Friday, 4 December 2015

To what extent do we have power/will on our lives?


A Brief Description of the Question: 
To what extent do we have power/will on our lives?
The Answer: 
It will be useful to summarize the issue in a few items:
a. Allah has a universal will that is valid everywhere. It is the indispensable condition of being the Creator, Lord and divinity.
He is Allah who creates both good and evil in terms of fate. However, those who are tested are not puppets. They also play a role in the bad events that they experience. What one should be careful about is this: there are two aspects in every event which interest people:
First: Points related to Allah’s creation. That is to say; both good and evil are the creations of Allah. That is what Allah’s Oneness requires.

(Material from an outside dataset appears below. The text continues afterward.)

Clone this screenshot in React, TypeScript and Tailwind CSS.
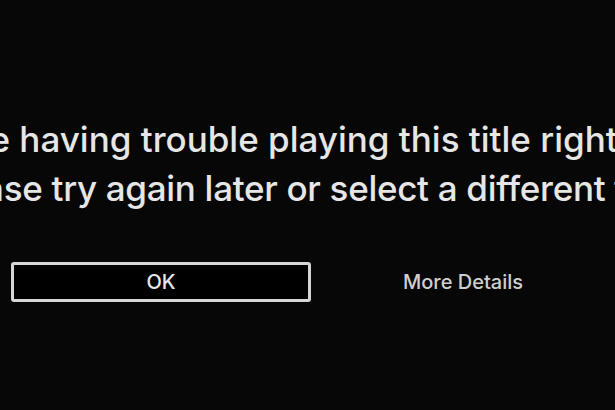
const font = { fontFamily: 'Inter, "Noto Sans", sans-serif' }

export default function App() {
  return (
    <div
      className="w-[615px] h-[410px] overflow-hidden bg-[#070707] flex flex-col items-center"
      style={font}
    >
      <div className="mt-[115px] ml-[3px] flex flex-col items-center text-[35px] leading-[49px] font-medium text-[#e6e6e6] whitespace-nowrap">
        <p>We're having trouble playing this title right now.</p>
        <p className="tracking-[-0.3px]">Please try again later or select a different title.</p>
      </div>

      <div className="mt-[49px] w-full flex items-center pl-[11px] gap-[2px]">
        <button className="w-[300px] h-[40px] border-[3px] border-[#d6d6d6] rounded-[3px] bg-black text-[20px] font-medium text-[#e8e8e8]">
          OK
        </button>
        <div className="w-[300px] flex justify-center text-[20px] font-medium text-[#cfcfcf]">
          More Details
        </div>
      </div>
    </div>
  )
}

Second: Points related to occurrences and inclinations which are related to people’s earning and in which there is no act of creating and things which are reasons for Allah’s creation. That partial free will must be given to human beings so that they can be tried with their free will and they can be held responsible of the consequences. Therefore, it has been given to human beings so that justice can be practiced.

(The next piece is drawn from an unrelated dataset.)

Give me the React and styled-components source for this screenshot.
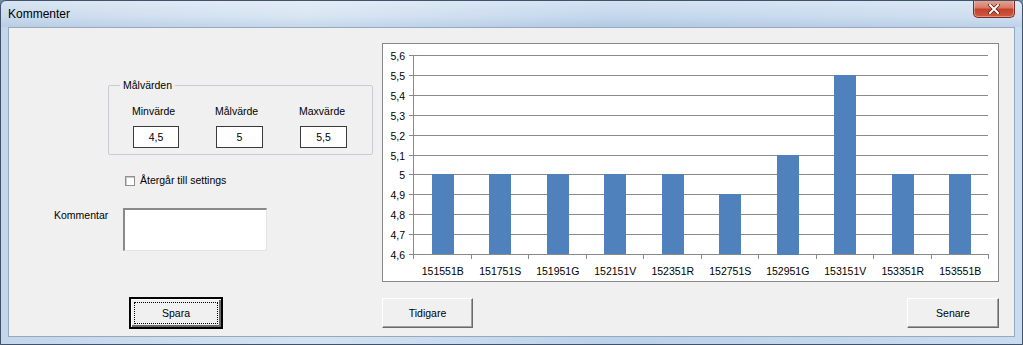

When we evaluate the issue from that perspective, we will realize that it is not as it is seen. For instance, if there is an illness, its creator is Allah. However, its aspects which do not indicate creation belong to human beings. For example, drinking cold water while one is in sweat is a fault of the person and he is responsible for being ill as a result. He is responsible for having sore throat and catching cold. Nevertheless, He is Allah who creates the illness. A virtuous person, like Prophet Abraham, thinks that badness belongs to him in terms of being a reason and goodness belongs to Allah in terms of being a creation; and says: “And when I am ill, it is He Who cures me.” (ash-Shu’ara, 26:80).

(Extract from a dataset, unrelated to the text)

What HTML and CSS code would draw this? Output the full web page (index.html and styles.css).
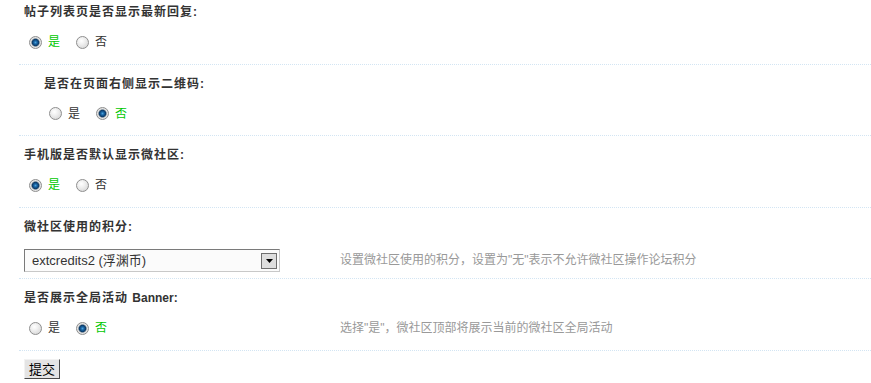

We can divide the fate into two: forced fate and voluntary fate.
“We cannot have any effect on forced fate. It is totally out of our free-will. Our forced fate includes our place of birth, our parents, our shape, and our inborn skills. We cannot determine them. And we are not responsible for that kind of fate.
The second kind of fate is voluntary fate. Allah knows with His infinite knowledge and ordains whatever we will decide and whatever we will do.
The true meaning of fate is the fact that Allah knows what happened and what will happen. We should pay attention that it does not ignore free-will. To know and to do are different. The one who knows is Allah and the one who does is His servant. Let us give an example regarding the issue:
Our Prophet informed us and gave the good news about the conquest and the conqueror of Istanbul hundreds of years ago. When the time came for it, it happened as he had told us. Now, was Istanbul conquered because the Prophet said it would be or did the Prophet said it would be conquered because he knew it would? Then, would it still have happened if Mehmet the Conqueror had not worked and had not prepared the army for it? So, it can be said that Allah knew that Mehmet the Conqueror would work and conquer Istanbul and informed His Messenger about it.
Human beings’ free-will which is called partial control causes many significant things benefiting from the laws ruling in universe, although it seems insignificant.
Imagine that the top floor of an apartment building is full of boons and the bottom floor is full of tormentors; and a person is in the lift of this building. This person was informed about the state of this building before. He will reach the boons if he pushes the up button and he will be tormented if he pushes the down button.
In this case, what the free-will of the person does is only to decide which button to push and then push it. And the lift does not work with that person’s free-will and power, but it works according to certain physic and mechanic laws. So, the person goes to the top floor or to the bottom floor not with his own power. Nevertheless, he is the one to decide where the lift will go, with his own free-will.
Everything one does with his own free-will can be evaluated according to this criterion. For instance, Allah the Glorious stated that it is sinful to go to a pub and virtuous to go to a mosque. And we are free to go whichever one we want, just like the lift in the example given above.
If human beings are “leaves blown by the wind”, if they do not have the ability to choose, if they are not responsible for what they do; then what is the significance of crime? Does a person who says “what is my fault” not resort to court when he is wronged?
However, in this sense, that person should have thought like this: “that man put my house on fire. He defamed my honor, killed my child but he has got excuses. It was his fate to do those things, what could he do, he could not have acted otherwise.”

Do people who are wronged really think so?
If man were not responsible for what he did, words like “good” and “bad” would be meaningless. There would be no need to appreciate heroes and to despise traitors. Both of them would have done the things unwillingly. However, nobody can claim like that. Everyone admits in their hearts that they are responsible for what they do and they are not leaves blown by the wind.